State only how many lines contain the string "React".

[Entries with page source code]
____

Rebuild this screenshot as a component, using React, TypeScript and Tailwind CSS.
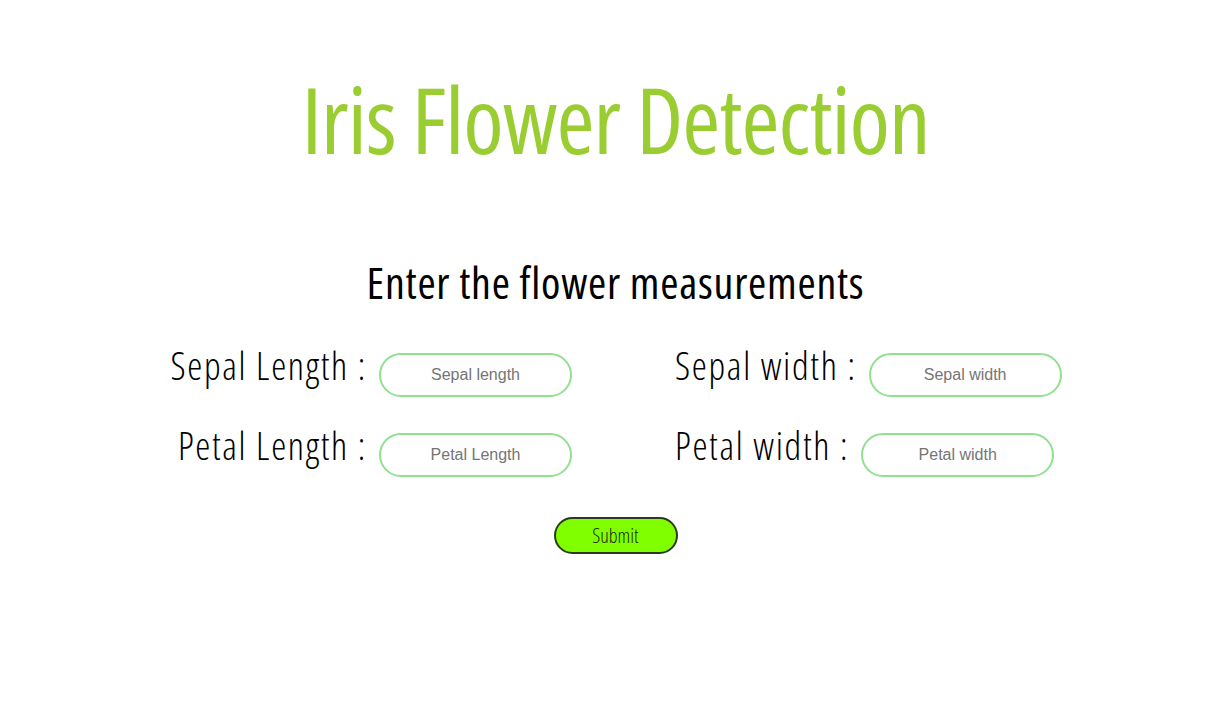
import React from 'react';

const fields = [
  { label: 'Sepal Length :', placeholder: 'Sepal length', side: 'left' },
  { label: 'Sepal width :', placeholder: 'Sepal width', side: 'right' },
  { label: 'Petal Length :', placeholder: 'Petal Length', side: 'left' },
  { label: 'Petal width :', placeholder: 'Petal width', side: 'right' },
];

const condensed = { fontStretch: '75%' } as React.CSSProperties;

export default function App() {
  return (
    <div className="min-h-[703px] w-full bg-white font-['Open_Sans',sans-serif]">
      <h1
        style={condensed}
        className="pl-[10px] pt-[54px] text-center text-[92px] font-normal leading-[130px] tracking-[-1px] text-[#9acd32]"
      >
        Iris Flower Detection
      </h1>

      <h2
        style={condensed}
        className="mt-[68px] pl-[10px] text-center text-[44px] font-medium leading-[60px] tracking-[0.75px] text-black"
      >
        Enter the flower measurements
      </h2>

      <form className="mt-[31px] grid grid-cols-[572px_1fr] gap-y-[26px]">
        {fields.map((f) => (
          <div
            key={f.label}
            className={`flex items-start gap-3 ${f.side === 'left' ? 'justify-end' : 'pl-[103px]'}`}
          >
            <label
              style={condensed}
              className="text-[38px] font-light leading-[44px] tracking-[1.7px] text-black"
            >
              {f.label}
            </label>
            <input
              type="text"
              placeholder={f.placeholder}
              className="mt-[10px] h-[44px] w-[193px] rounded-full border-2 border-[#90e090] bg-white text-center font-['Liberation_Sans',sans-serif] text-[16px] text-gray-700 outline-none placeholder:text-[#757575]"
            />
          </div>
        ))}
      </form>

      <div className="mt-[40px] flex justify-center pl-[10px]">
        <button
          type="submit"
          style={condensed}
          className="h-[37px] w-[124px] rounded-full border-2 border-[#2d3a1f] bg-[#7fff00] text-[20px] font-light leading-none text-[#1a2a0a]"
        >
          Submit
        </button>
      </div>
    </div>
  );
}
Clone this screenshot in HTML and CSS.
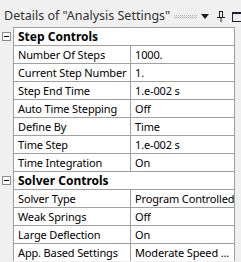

____

COMPLETE OUTPUT> 3